Enfin, la plus grande différence est le livre prêté, signe du caractère "contemporain" de l’adaptation au cinéma. Dans le roman de Beck, il ne s’agit pas des Evangiles (inconcevable comme écrit plus haut) mais d’un autre livre Jésus le Christ (Karl Adam, précurseur des idées conciliaires). Dans son ouvrage, Beck montre le prêtre et la femme discuter précisément du livre du théologien de Tubingen. Mais cet ouvrage inconnu aujourd’hui de beaucoup, à commencer par les catholiques, aurait rendu le film difficilement compréhensible. En le remplaçant par les Evangiles et en mettant en exergue le doute, notamment celui de Jésus sur la croix, Nicolas Boukhrief met au coeur de son film ce qui est au coeur du roman : la foi ne repose sur aucune certitude. Aucune preuve n’est là pour étayer un tant soit peu l’objet de sa foi (cf. encore Silence pour ce thème). Et dans l’aujourd’hui de sa confession, Berny ne sait si elle aimait Dieu à travers Léon Morin, ou si elle aimait le prêtre à travers Dieu.
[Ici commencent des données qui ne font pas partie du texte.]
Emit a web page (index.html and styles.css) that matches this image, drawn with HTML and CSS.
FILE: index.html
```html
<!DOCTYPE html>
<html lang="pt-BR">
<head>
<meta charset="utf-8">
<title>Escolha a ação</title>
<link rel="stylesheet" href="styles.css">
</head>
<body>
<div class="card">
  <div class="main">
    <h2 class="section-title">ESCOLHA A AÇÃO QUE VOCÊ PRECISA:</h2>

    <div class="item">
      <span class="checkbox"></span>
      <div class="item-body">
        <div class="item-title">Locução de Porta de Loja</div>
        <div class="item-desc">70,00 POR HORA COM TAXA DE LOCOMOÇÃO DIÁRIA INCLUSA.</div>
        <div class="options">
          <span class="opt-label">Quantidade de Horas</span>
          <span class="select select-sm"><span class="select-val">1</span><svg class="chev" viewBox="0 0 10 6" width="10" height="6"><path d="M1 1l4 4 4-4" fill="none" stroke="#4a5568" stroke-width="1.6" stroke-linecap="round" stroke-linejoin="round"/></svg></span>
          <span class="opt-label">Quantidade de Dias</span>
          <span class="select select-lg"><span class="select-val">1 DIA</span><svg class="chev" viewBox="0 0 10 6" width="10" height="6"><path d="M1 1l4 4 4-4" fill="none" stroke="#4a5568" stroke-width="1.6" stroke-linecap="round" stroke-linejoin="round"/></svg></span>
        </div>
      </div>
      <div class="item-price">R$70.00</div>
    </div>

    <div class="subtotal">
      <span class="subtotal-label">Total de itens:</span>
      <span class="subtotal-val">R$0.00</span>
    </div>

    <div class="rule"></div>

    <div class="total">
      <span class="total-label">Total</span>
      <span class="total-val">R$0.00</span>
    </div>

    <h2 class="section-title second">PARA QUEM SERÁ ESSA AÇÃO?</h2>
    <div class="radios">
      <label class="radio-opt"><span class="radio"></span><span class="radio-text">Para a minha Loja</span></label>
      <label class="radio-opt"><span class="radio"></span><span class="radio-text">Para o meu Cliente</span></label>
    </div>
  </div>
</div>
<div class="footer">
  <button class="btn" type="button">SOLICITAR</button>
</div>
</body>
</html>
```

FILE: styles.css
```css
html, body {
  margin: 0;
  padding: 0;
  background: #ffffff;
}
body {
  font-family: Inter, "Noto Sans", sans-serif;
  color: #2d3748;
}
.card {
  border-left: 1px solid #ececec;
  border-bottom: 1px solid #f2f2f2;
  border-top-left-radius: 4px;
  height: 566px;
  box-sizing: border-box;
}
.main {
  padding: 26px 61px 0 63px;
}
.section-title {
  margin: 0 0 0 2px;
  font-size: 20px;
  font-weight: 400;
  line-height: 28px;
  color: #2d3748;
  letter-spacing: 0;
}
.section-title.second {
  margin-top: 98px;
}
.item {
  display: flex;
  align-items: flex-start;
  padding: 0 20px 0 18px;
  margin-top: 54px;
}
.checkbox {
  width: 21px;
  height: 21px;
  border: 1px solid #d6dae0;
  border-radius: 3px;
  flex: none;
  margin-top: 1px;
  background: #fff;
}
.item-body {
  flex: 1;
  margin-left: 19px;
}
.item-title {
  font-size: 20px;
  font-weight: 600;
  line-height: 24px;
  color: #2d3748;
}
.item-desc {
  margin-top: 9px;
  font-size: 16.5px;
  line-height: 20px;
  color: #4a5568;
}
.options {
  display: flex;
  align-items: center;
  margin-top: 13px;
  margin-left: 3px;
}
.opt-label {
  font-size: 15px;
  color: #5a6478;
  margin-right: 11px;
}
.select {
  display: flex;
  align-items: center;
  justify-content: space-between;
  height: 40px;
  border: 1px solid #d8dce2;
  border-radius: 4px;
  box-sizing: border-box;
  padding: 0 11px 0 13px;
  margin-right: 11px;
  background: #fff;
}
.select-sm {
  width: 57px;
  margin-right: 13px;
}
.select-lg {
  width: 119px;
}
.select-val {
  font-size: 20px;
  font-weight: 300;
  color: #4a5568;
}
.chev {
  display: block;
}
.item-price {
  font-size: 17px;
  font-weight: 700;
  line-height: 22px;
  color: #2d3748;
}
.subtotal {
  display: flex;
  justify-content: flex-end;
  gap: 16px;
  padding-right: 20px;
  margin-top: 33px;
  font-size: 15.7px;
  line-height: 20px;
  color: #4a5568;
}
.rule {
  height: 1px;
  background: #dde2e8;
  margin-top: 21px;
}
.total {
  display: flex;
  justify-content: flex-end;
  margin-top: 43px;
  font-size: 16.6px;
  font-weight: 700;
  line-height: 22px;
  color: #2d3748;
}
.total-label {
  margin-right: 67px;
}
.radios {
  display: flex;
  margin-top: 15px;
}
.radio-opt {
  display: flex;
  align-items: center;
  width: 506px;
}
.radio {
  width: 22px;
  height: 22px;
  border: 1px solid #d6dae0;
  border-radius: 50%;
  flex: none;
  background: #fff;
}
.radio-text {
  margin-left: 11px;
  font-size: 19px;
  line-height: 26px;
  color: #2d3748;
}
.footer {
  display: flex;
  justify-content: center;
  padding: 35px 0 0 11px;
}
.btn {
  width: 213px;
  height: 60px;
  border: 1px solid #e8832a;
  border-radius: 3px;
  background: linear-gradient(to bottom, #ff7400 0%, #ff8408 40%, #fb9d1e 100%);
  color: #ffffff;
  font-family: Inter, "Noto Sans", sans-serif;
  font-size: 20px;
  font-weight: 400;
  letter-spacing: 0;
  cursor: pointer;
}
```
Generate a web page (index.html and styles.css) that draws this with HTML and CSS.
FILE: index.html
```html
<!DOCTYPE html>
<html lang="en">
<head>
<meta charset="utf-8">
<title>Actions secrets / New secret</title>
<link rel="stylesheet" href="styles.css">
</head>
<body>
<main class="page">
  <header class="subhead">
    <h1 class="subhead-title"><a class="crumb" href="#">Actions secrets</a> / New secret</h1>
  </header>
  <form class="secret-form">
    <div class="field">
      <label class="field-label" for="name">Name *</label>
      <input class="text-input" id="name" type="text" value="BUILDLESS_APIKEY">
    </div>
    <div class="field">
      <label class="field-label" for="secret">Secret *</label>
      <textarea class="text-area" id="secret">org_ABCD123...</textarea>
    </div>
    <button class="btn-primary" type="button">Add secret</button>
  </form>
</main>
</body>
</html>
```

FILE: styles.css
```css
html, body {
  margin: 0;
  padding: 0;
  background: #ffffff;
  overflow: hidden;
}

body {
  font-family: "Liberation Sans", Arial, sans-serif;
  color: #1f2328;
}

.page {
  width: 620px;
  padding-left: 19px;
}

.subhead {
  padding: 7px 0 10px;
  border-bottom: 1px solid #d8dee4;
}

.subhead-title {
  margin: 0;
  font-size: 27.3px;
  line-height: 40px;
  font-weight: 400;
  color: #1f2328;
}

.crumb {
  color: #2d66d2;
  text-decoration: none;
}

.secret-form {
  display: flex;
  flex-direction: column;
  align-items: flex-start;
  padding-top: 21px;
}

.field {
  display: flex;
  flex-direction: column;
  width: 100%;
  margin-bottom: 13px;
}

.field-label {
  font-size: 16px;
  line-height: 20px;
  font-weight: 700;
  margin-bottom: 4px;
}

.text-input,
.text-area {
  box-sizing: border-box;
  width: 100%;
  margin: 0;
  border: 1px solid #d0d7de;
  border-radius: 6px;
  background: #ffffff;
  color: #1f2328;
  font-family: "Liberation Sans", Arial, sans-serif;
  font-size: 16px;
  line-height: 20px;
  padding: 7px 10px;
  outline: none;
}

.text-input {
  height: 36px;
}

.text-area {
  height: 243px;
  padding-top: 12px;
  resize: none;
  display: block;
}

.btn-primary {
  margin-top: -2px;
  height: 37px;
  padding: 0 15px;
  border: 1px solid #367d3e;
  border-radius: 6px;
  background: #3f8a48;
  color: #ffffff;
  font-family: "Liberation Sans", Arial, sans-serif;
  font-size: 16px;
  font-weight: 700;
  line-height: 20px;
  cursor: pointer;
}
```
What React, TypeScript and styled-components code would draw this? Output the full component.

Tel est ou pas l’objet de sa foi, suspendue pendant des décennies jusqu’à La confession finale... et il ne faut pas oublier ici que "confession" a aussi le sens d’affirmation (de foi) ! Arrivé au terme du film, on se souviendra des paroles de l’abbé Morin, prononcées lors de sa prédication ou homélie (on parlait alors de sermon) après que des soldats allemands aient fusillés les otages : "S’il me manque l’amour, je ne suis rien" soit donc le coeur de la première Lettre de l’apôtre Paul aux Corinthiens au chapitre XIII. Ou pour l’exprimer d’une autre façon : on a beau avoir la compétence et/ou la performance, sans l’amour l’homme est réduit à rien.